“Io, senza giacca e cravatta” di Nino D’Angelo in scena la teatro Cilea. Le ultime note cantate con la voce rotta dal pianto, la standing ovation finale e l’abbraccio fraterno, sul palco, tra Nino D’Angelo e Biagio Izzo (direttore artistico del teatro), resteranno a lungo negli occhi e nel cuore di chi ha assistito alla prima nazionale dello spettacolo “Io, senza giacca e cravatta”. In scena al Teatro Cilea di Napoli, fino al 28 febbraio, il nuovo spettacolo scritto – diretto ed interpretato da Nino D’Angelo – ha riscosso consensi ed elogi di pubblico e critica. Non sono mancate lacrime di commozione, emozioni e brividi, che ad ogni pezzo, percorrevano la schiena.
“Io, senza giacca e cravatta”, prodotto dal Teatro Cilea, in collaborazione con Pragma, è una celebrazione di ricordi; di quelli, volutamente, ripercorsi dal protagonista – dalla sua infanzia alla scalata al successo – a quelli che, immancabilmente, riaffiorano alla mente del pubblico. Impossibile, infatti, restare indifferenti ai brani di Nino D’Angelo e a quelli di altri grandi poeti come Sergio Bruni, Pino Daniele, Giovanni Capurro e Raffaele Viviani che l’artista partenopeo omaggia.
Lo spettacolo racconta la vita del protagonista nel suo quartiere d’origine, San Pietro a Patierno, in un tempo che spazia dagli anni ‘60 ai nostri giorni. Di una realtà che tocca i ricordi, quelli nostalgici, ma anche quelli divertenti che hanno accompagnato un ragazzo verso la ricerca dei propri sogni. Un quartiere dove potevi fare il cantante o lo “scarparo” (il quartiere era importante per la produzione di scarpe).
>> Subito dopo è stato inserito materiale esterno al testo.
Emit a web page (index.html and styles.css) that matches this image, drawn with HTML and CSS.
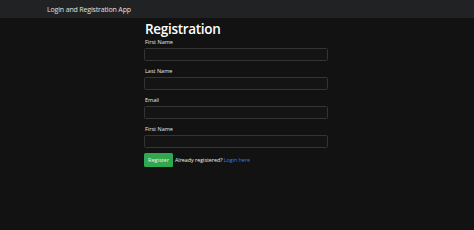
FILE: index.html
```html
<!DOCTYPE html>
<html>
<head>
<meta charset="utf-8">
<link rel="stylesheet" href="styles.css">
</head>
<body>
<nav class="navbar"><span class="brand">Login and Registration App</span></nav>
<main class="container">
  <h1 class="title">Registration</h1>
  <form class="form">
    <div class="field"><label class="label">First Name</label><input class="input" type="text"></div>
    <div class="field"><label class="label">Last Name</label><input class="input" type="text"></div>
    <div class="field"><label class="label">Email</label><input class="input" type="text"></div>
    <div class="field"><label class="label">First Name</label><input class="input" type="text"></div>
    <div class="actions">
      <button class="btn" type="button">Register</button>
      <span class="note">Already registered? <a class="link" href="#">Login here</a></span>
    </div>
  </form>
</main>
</body>
</html>
```
FILE: styles.css
```css
html, body { margin: 0; padding: 0; }
body {
  background: #121212;
  color: #e8e8e8;
  font-family: "Open Sans", "Noto Sans", sans-serif;
  width: 474px;
  height: 230px;
  overflow: hidden;
}
.navbar {
  height: 18px;
  background: #212224;
  display: flex;
  align-items: center;
  padding-left: 47px;
}
.brand {
  font-size: 7px;
  color: #e0e0e0;
  letter-spacing: -0.15px;
}
.container {
  width: 184px;
  margin-left: 144px;
}
.title {
  margin: 0;
  padding-top: 2px;
  font-size: 13.5px;
  font-weight: 600;
  letter-spacing: -0.3px;
  color: #ffffff;
  line-height: 18px;
  padding-left: 1px;
}
.form { display: flex; flex-direction: column; }
.field {
  display: flex;
  flex-direction: column;
  margin-bottom: 6px;
}
.label {
  font-size: 5.5px;
  color: #e6e6e6;
  line-height: 7px;
  margin: 1px 0 2px 1px;
}
.input {
  box-sizing: border-box;
  height: 13px;
  width: 184px;
  background: #141414;
  border: 1px solid #333436;
  border-radius: 1.5px;
  margin: 0;
  padding: 0;
}
.actions {
  display: flex;
  align-items: center;
  gap: 2px;
  margin-top: -1px;
}
.btn {
  box-sizing: border-box;
  width: 29px;
  height: 14px;
  background: #2fa84f;
  border: none;
  border-radius: 1.5px;
  color: #f2f2f2;
  font-family: inherit;
  font-size: 5.5px;
  padding: 0;
}
.note {
  font-size: 5.3px;
  color: #f0f0f0;
}
.link {
  color: #3d7fd9;
  text-decoration: none;
}
```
Il Nino D’Angelo di allora era solo un ragazzino che ha avuto la forza di non mollare e ce l’ha fatta! Sa bene che la sua passione lo ha premiato. E’ pienamente consapevole di essere diventato un artista. Lo confermano la sua padronanza in scena, le sue canzoni ed il pubblico che spesso gli chiede il bis. Questa vittoria, Nino D’Angelo la grida attraverso una voce rotta dal pianto e dai ricordi mai assopiti. Perché la cosa che emerge di più da questo spettacolo, è l’umiltà che è rimasta dentro questo artista!
Narrare la storia di quei vicoli, catapulta il pubblico, in quella che è stata l’infanzia dell’allora caschetto biondo. Durante le pause tra un brano e l’altro, il cantante racconterà molti aneddoti personali: dal rapporto con il nonno che era il suo primo “spettatore” al padre che, in quegli anni difficili, faceva di tutto per soddisfare le esigenze familiari. Dalle amicizie del cortile, al primo amore.
Un concerto non solo sentimentale, ma anche sociale. Si inizia con O schiavo e ‘o Rre, testo di denuncia attualissimo, seguiranno brani come Brava Gente, A storia e Nisciuno, ma anche testi d’amore come Mente cuore, Chesta sera, oltre agli omaggi alla sceneggiata, Lacrime Napulitane, Rumba de ‘e scugnizzi, Carmela , Senza giacca e cravatta, O pate, e tanti altri brani.
Commovente l’elogio alla storia culturale di Napoli, con gigantografie sullo sfondo dei volti di Viviani, Troisi, Totò, Benedetto Croce, Matilde Serao, Giancarlo Siani e tutti i “grandi” della città del sole. Napule è, di Pino Daniele, sarà l’ultimo gradino di questa scala dei ricordi.
E se ci fossero degli oscar teatrali, questo spettacolo avrebbe avuto nomination in ogni settore. Perfetta la sintonia in scena. Ottimo il cast di musicisti composto da Vittorio Cataldi, Massimo Gargiulo, Agostino Mennella, Francesco Ponzo. Dagli attori/cantanti Antoine, Milly Ascolese, Salvatore Benitozzi, Mario Ciervo, Mena Casoria, Angelo Laurino, Consiglia Loren, Fabiana Martone, Rossella De Blasi, Michele Paolella, messi pienamente in luce da Nino D’Angelo, presente in scena con loro, senza prevaricazione alcuna. Bellissime e realistiche le scene di Tiziano Fario. Costumi di Francesca Romana Scudiero. Perfetto il disegno luci di Massimo Tomasino. Coreografie, Enzo Castaldo.